Friday, April 23, 2010

i can't just sit around...excerpt

we could give up, or we could give in
i won't stop, i'll keep movin
what you think hurts, you move though it
these winters give us thick skin

i'd fly to your side in a week
until then i sleep to dream
we can meet in between,
you be orange and i'll be green
you can tell me anything
you can tell me anything

how can a man just sit around?
i run all over this town
i ask questions though lightning eyes
sticks on gates make hollow sound

spring trees make floral canopies
rather make lovers than enemies
not wandering around to be lost
april has been good to me

i'd fly to your side in a week,
we can meet instead in dreams
i will tell you everything,
i will tell you anything...

Thursday, April 22, 2010

what if you don't fit

so i'm moving which is fantastic and i cannot wait, and my new home will provide me with all the space to create all the things that are flowing in my mind. but what if you are just too big and you take that as a sign and dismiss me and i can never show you all the things i wanna show you anyways...
i don't even know how you feel but i really wanna share these SWEET THINGS cause i think you'd like them, and they would make these idiosyncrasies make a little sense...
yours
nikki

Wednesday, April 21, 2010

multimedia extrordinairrrrre

SO! BOUGHT A DIGI CAM. an expensive one. well, one more expensive than i wanted to spend it is good i am makin 200 dollas a night at the vegan gig.
so yes, bought a camera and now i am all excited cause i am researching PRINTERS which means that soon i can make some sweet ass multimedia works! whooti woo. and, and today i went with ava to "the art store" and bought some markers and i spun this wheel and they gave me a free sketch book and in less than one week i will be living in my art space so i will have no excuse for not making pretty pictures and i couldn't be happier. nor could bonjovi who loves to hang with me while i artmake. and, and now i can record, in full panorama the glory i see on my everyday adventures. what!!!!???? life is good.

holy canniloni my leg is hurting tho. i think i need new running shoes. i did the math and that means i have probably ran between 4 and 5 hundred miles on my shoes which is why i may be getting shin splints. fawk. i ran over 1000 miles on the last pair. I did get new work shoes and they are cute and karen approved and even saw the feet tattoos and complimented my KMART JEANS hahaha....

and i'm kinda optimistic again...maybe this time i can be myself.
loooooong day but tomorrow is off and i intend on painting all my spare furniture "porch grey" it really is a color! and packing all my clothes into garbage bags cause that's how we move nikki style.

Monday, April 19, 2010

one week

and i get my KEYS! whootie woot.

also we're goin on day four of no drinkin and i feel fantastic. i'm gonna run real fast and take care of some business....you don't know that but everyone at work is talking in these voices and i thought that while i typed that last bit. i guess this would be a whole lot funnier if it was audible.

I ate a bunch of chicken with siam last night. I got the wish bone, and like a fool i may have wasted my wish but, we'll see. in the end i know why i hoped for what i did.

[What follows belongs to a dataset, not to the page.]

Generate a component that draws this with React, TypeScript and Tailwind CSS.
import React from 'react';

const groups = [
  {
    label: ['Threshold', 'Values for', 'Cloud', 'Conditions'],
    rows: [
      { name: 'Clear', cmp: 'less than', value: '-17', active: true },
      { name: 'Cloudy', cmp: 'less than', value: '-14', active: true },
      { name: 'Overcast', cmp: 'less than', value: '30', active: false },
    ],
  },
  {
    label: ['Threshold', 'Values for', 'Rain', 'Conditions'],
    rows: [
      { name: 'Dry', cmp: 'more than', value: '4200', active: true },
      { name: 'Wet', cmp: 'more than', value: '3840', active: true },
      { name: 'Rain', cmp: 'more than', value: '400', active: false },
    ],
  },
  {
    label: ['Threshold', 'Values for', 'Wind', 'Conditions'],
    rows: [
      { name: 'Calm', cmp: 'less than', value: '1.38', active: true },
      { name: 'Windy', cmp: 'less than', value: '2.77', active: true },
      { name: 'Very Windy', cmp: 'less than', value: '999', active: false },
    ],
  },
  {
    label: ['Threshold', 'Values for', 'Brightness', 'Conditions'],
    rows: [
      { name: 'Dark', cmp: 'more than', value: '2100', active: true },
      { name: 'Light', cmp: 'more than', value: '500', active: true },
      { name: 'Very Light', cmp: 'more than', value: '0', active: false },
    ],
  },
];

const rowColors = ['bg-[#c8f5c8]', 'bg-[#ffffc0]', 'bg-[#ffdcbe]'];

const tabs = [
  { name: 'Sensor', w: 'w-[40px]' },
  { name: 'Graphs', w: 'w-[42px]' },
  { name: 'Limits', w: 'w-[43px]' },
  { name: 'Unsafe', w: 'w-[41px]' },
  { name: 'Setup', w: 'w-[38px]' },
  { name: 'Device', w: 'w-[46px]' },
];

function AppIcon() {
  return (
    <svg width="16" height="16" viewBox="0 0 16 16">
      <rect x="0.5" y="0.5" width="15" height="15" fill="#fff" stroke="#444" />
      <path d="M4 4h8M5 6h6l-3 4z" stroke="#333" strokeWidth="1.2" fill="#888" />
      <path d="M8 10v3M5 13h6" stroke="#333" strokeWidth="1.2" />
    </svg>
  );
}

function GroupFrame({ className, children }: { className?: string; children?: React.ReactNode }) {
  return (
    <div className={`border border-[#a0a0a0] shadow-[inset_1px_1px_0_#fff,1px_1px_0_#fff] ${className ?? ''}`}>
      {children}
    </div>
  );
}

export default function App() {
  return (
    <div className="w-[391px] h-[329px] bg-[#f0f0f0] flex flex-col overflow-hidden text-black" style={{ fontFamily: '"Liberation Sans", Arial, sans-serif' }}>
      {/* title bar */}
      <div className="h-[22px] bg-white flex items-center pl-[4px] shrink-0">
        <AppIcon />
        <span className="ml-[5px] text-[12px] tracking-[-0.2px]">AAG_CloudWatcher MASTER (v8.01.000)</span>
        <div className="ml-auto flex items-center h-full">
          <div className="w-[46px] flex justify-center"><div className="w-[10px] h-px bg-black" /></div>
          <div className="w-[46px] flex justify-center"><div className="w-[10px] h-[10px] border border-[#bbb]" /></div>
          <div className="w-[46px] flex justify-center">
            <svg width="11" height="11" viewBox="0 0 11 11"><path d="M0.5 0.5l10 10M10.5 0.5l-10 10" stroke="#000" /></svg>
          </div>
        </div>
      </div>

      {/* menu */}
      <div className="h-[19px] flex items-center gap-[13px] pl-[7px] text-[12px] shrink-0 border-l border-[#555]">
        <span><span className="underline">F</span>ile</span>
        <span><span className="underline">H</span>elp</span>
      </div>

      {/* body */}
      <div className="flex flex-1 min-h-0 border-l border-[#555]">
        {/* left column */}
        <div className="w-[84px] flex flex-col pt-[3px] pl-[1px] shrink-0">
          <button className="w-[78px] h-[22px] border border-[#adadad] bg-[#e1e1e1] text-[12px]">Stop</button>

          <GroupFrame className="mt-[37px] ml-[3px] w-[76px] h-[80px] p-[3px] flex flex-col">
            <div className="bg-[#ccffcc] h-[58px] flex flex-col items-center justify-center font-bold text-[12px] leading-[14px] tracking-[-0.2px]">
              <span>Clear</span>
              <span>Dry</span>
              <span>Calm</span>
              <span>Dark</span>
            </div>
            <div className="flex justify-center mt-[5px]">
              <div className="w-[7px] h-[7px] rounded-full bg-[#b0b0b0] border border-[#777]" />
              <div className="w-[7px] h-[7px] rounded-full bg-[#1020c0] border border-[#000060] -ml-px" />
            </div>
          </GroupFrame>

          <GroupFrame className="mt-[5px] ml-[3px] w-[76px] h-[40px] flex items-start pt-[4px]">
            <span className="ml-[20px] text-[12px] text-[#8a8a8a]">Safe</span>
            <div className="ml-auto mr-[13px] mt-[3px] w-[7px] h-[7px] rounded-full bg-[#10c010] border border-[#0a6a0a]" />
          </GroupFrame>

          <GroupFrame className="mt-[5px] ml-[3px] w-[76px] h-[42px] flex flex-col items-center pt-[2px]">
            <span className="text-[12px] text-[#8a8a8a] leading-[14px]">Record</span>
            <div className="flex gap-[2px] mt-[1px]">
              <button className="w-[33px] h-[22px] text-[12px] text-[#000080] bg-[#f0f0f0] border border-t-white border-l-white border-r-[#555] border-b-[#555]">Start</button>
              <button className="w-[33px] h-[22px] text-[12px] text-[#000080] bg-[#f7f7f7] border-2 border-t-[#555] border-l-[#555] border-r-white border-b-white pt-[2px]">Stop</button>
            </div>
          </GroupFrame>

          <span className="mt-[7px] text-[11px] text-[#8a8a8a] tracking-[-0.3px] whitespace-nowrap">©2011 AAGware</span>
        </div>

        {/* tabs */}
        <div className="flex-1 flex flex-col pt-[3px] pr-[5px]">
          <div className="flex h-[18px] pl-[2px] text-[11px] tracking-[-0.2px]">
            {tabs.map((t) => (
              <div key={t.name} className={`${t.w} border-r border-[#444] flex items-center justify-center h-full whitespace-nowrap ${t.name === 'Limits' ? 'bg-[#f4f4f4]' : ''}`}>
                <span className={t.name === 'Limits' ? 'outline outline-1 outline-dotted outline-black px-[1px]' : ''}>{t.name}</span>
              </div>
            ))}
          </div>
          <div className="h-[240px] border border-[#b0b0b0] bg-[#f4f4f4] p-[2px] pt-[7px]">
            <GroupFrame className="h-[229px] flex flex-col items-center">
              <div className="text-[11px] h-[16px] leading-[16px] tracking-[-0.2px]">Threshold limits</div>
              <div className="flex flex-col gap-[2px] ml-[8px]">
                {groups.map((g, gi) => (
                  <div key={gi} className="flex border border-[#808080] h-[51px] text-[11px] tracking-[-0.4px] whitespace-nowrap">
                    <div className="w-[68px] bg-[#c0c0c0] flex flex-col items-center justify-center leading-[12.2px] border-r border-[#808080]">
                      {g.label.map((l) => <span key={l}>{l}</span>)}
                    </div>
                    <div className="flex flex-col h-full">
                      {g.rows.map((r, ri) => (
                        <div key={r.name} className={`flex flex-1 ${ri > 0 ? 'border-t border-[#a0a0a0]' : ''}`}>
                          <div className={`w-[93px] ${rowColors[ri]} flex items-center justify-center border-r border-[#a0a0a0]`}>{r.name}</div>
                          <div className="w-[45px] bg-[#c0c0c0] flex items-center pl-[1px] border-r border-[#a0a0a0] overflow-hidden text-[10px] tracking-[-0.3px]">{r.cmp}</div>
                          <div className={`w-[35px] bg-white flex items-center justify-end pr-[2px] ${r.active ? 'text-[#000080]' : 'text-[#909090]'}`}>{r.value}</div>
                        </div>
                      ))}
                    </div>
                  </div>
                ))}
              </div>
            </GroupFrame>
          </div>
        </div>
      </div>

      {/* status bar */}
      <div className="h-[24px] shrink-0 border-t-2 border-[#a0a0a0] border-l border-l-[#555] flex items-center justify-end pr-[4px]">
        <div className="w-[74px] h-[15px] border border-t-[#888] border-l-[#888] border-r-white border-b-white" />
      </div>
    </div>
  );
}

thank gawd for a day off...this was actually a pretty profitable weekend but i am excited to lay low today, and maybe get some ink.

Friday, April 16, 2010

urban running

bah! i am really good at putting my foot in my mouth...

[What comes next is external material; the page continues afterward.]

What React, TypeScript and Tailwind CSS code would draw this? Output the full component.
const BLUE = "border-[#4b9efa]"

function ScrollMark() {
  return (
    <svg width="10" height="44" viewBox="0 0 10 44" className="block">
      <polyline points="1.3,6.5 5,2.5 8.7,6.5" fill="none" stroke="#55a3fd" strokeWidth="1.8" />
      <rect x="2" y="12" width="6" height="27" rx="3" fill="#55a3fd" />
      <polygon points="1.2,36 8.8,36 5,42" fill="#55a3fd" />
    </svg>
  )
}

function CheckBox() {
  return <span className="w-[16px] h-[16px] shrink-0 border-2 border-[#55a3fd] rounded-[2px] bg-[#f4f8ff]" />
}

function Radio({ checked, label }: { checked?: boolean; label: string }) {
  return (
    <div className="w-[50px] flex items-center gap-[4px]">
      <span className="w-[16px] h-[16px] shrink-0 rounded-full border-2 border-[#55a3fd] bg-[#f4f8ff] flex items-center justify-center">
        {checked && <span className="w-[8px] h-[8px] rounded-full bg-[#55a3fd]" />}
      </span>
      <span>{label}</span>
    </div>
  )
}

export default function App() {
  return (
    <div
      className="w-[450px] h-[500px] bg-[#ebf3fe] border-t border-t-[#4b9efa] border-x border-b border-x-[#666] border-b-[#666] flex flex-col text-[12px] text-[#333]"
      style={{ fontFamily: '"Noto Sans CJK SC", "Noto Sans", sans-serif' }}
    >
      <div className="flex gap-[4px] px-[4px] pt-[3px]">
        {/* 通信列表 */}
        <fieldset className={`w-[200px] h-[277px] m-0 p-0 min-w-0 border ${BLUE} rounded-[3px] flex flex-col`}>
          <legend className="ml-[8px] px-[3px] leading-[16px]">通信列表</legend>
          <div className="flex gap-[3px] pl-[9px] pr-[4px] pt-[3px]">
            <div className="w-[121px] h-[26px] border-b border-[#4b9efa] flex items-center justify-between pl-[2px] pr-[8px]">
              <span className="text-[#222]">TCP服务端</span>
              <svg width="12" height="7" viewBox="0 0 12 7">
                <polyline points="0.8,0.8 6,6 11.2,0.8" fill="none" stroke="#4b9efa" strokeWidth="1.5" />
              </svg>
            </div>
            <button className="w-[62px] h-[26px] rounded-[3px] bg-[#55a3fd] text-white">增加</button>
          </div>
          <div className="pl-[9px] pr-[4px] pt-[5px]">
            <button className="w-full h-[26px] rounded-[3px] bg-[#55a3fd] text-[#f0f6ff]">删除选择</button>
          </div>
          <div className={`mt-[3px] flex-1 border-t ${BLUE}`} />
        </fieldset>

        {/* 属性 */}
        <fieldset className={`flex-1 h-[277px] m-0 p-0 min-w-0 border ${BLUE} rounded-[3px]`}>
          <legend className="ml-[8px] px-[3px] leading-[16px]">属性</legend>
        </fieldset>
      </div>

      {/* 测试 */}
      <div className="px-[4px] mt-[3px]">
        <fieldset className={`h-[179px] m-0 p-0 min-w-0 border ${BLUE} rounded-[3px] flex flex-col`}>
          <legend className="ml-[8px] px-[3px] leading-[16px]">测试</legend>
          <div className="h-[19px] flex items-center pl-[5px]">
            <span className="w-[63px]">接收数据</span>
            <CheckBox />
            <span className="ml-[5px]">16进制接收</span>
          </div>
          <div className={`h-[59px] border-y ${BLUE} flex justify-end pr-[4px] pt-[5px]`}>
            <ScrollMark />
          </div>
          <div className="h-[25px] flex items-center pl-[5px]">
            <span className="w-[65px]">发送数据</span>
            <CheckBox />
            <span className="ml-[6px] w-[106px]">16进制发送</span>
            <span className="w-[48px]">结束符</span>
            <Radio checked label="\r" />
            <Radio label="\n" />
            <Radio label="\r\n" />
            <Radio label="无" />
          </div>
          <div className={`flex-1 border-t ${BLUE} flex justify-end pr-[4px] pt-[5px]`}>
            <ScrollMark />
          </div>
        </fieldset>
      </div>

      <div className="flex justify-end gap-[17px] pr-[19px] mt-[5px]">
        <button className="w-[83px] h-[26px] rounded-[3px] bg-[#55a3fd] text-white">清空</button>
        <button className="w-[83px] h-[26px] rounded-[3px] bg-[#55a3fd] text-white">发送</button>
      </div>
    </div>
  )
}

last night i went to meet some friends for a drink but i didn't realize that they weren't showing up. this table of dudes invites me to sit while i wait and i end up having the most fabulous evening with accidental friends. that is why i love chicago. this eclectic group of people who in any other city would not be such good amigos...love it!

i feel restless again. i'm not myself these days. everything just moves around me and i watch what goes on... i can't tell the difference between protecting myself and ruining things that have potential to be amazing and different than anything i am used to. i want to say i've changed but i just keep reacting the same way.

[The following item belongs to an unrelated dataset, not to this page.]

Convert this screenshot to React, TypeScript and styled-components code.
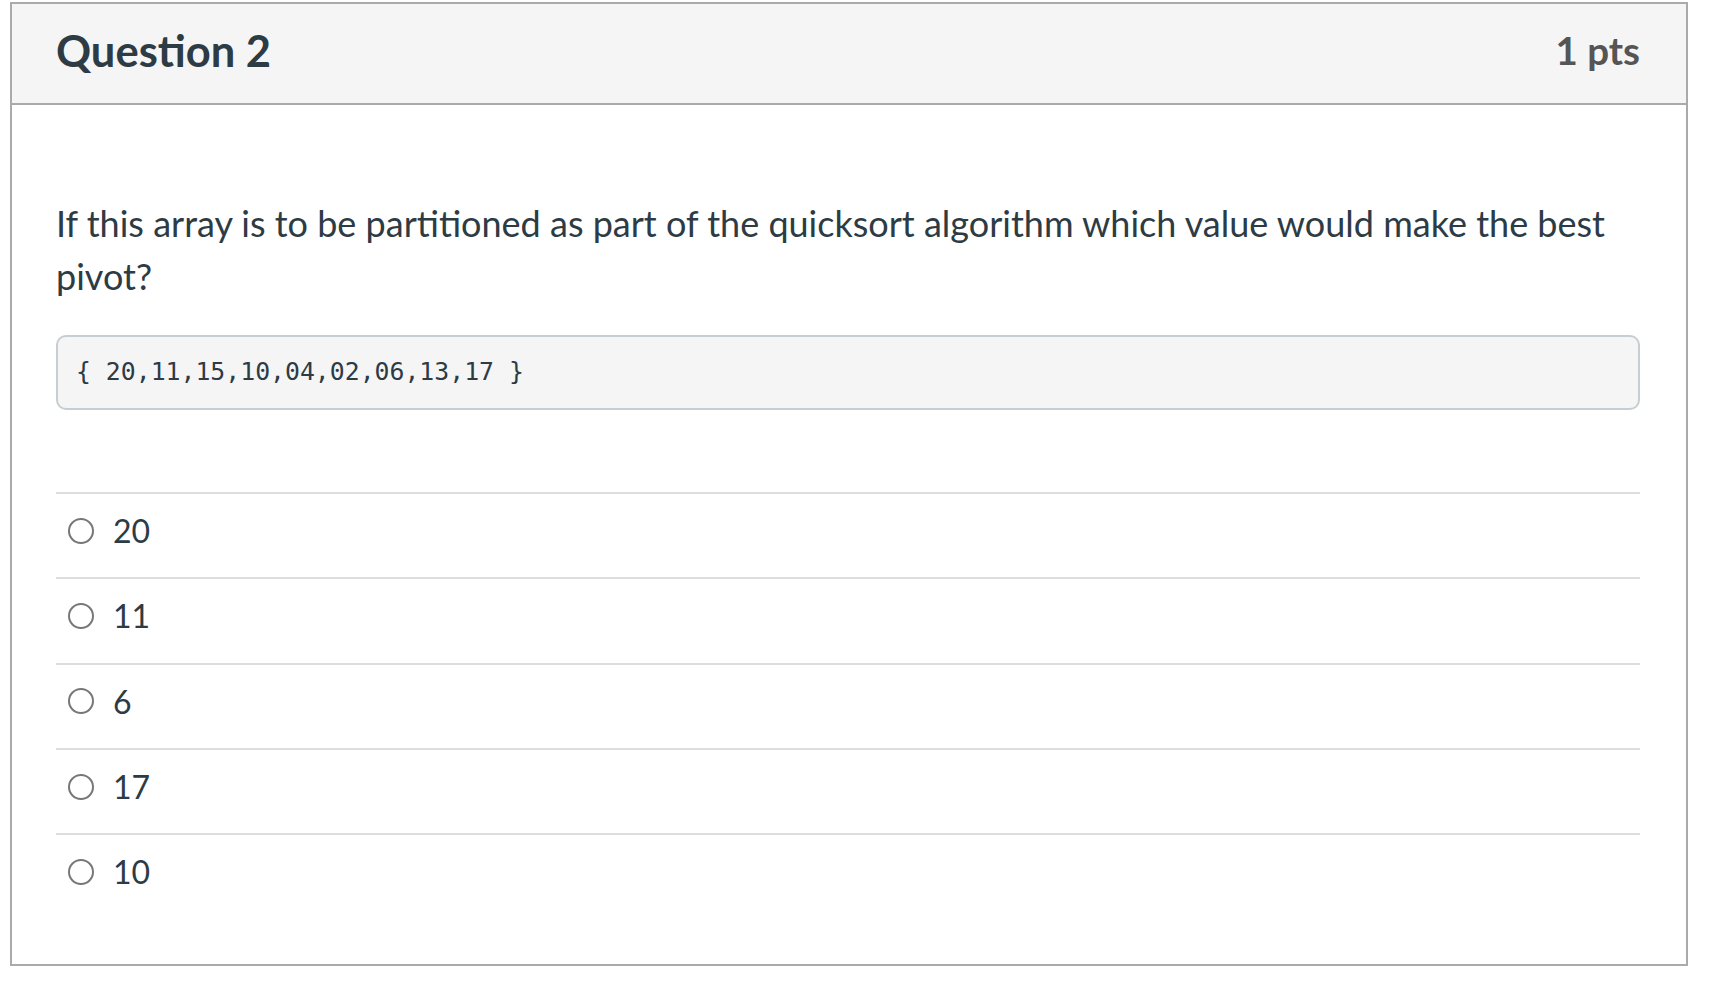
import styled, { createGlobalStyle } from "styled-components";

const GlobalStyle = createGlobalStyle`
  html, body {
    margin: 0;
    padding: 0;
    background: #ffffff;
  }
  body {
    font-family: Lato, "Open Sans", sans-serif;
    color: #2d3b45;
  }
`;

const Card = styled.div`
  box-sizing: border-box;
  width: 1678px;
  margin: 2px 0 0 10px;
  border: 2px solid #aaaaaa;
  background: #ffffff;
`;

const Header = styled.div`
  box-sizing: border-box;
  height: 101px;
  display: flex;
  align-items: center;
  justify-content: space-between;
  padding: 0 46px 8px 44px;
  background: #f5f5f5;
  border-bottom: 2px solid #aaaaaa;
`;

const Title = styled.h2`
  margin: 0;
  font-family: Lato, sans-serif;
  font-size: 43.5px;
  font-weight: 700;
  color: #2d3b45;
`;

const Points = styled.span`
  font-family: Lato, sans-serif;
  font-size: 38.5px;
  font-weight: 700;
  color: #555555;
`;

const Body = styled.div`
  padding: 92px 46px 46px 44px;
`;

const QuestionText = styled.p`
  margin: 0;
  font-size: 36px;
  line-height: 52.5px;
  color: #2d3b45;
`;

const CodeBlock = styled.pre`
  box-sizing: border-box;
  margin: 33px 0 0;
  height: 75px;
  display: flex;
  align-items: center;
  padding: 0 18px 2px;
  background: #f5f5f5;
  border: 2px solid #c7cdd1;
  border-radius: 10px;
  font-family: "DejaVu Sans Mono", "Liberation Mono", monospace;
  font-size: 24.8px;
  color: #2d3b45;
`;

const Answers = styled.div`
  margin-top: 82px;
`;

const AnswerRow = styled.label`
  box-sizing: border-box;
  height: 85.3px;
  display: flex;
  align-items: center;
  gap: 19px;
  padding: 0 12px 10px;
  border-top: 2px solid #dddddd;
`;

const Radio = styled.span`
  box-sizing: border-box;
  width: 26px;
  height: 26px;
  border-radius: 50%;
  border: 2px solid #777777;
  background: #ffffff;
  flex-shrink: 0;
`;

const AnswerText = styled.span`
  font-size: 32px;
  color: #2d3b45;
`;

const answers = ["20", "11", "6", "17", "10"];

export default function App() {
  return (
    <>
      <GlobalStyle />
      <Card>
        <Header>
          <Title>Question 2</Title>
          <Points>1 pts</Points>
        </Header>
        <Body>
          <QuestionText>
            If this array is to be partitioned as part of the quicksort algorithm which
            value would make the best pivot?
          </QuestionText>
          <CodeBlock>{"{ 20,11,15,10,04,02,06,13,17 }"}</CodeBlock>
          <Answers>
            {answers.map((a) => (
              <AnswerRow key={a}>
                <Radio />
                <AnswerText>{a}</AnswerText>
              </AnswerRow>
            ))}
          </Answers>
        </Body>
      </Card>
    </>
  );
}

sentimental and nostolgic, cheesy ass crap i should stop writing because no one really reads this...i need the universe to throw me another bone... i think she is mad cause i stopped writing letters to her.

and you, if you're reading this, i'm sorry for my silly little cell phone and i think i'd want to try again...i'll leave it at home.

i need a camera cause i'm seeing the most amazing things everyday and this whole blog thing would be a whole lot better with some images.

Thursday, April 15, 2010

holy canniloni

i knew you had moved on but now that you are moving i am filled with sadness. if only i was where i am a year ago.

cheers my friend. i love you and wish you well. until we meet again.

Wednesday, April 14, 2010

what should i really be doing?

cause it isn't about money. why do i think with the wrong side of my brain? i was chasing down some tax forms downtown today around 3pm and all the people walking around with folders and papers and going places and looking sad and i wanted to drop a billion feathers out of the window of a tall building or something to make these people forget about paying their mortgages or just looking up because the sky was blue and i wanted to draw it.
and i don't want to feel sad when it is finally getting nice out. i just want someone to buy me a billboard. i really wanted one in november when the city got gray for the winter, so there could be a dash of color in the sky against the drab downtown.

he's leaving for real in just a few days and i know i'll never get to say goodbye cause i didn't get to say it the last time.

you really insulted me and you underestimate me. i'm just figuring things out and i had more class then to just leave you there even though every bone in my body told me to run cause in fight or flight i usually flee.

and you, please make up your mind cause your indecisions make my heart hurt. i have feelings too.

oh, just putting it out into the universe, and (as always) when that doesn't work, the internet

Tuesday, April 13, 2010

haha. ha. hahahha.

oh the boys with the phallic names as if that wasn't any indication.

and by the way, i might not have a real job, but i make money. and i love what i do. i love the freedom that once i do figure out what my "real" job is supposed to be i can simply walk away. so there. i love my lifestyle, i love working the opposite hours of the day. i love interacting with people. i love being outside during the daylight.

as for texting, well isn't the pot (and i do mean pot) calling the kettle black.

ah yes. thank you innertown for treating me like a local celebrity...was fun last night

Tuesday, April 6, 2010

its always almost too good to be true!

WHOLLY SHIET i found an apartment. for me! and ME ONLY of course, with the gatos...our own little home. with free laundry. now if only i had credit...gonna try and write a check for last months rent NOW. it is so perfect and tiny. and hopefully mine. gah.

bah

work was good tho... mo money, mo problems...and i had a good time last night ;)
ah, cheers. chicago. summer is upon us.

Thursday, April 1, 2010

you are a big fat jerk

me and all these boys with phallic names or near phallic ones...ha. should start naming them cucumbers...

YOU ARE A BIG FAT JERK and you will never read this but i think you are a fuckin asshole and i can't believe you have done it again.

there, put it into the universe. and when that doesn't work, the internet.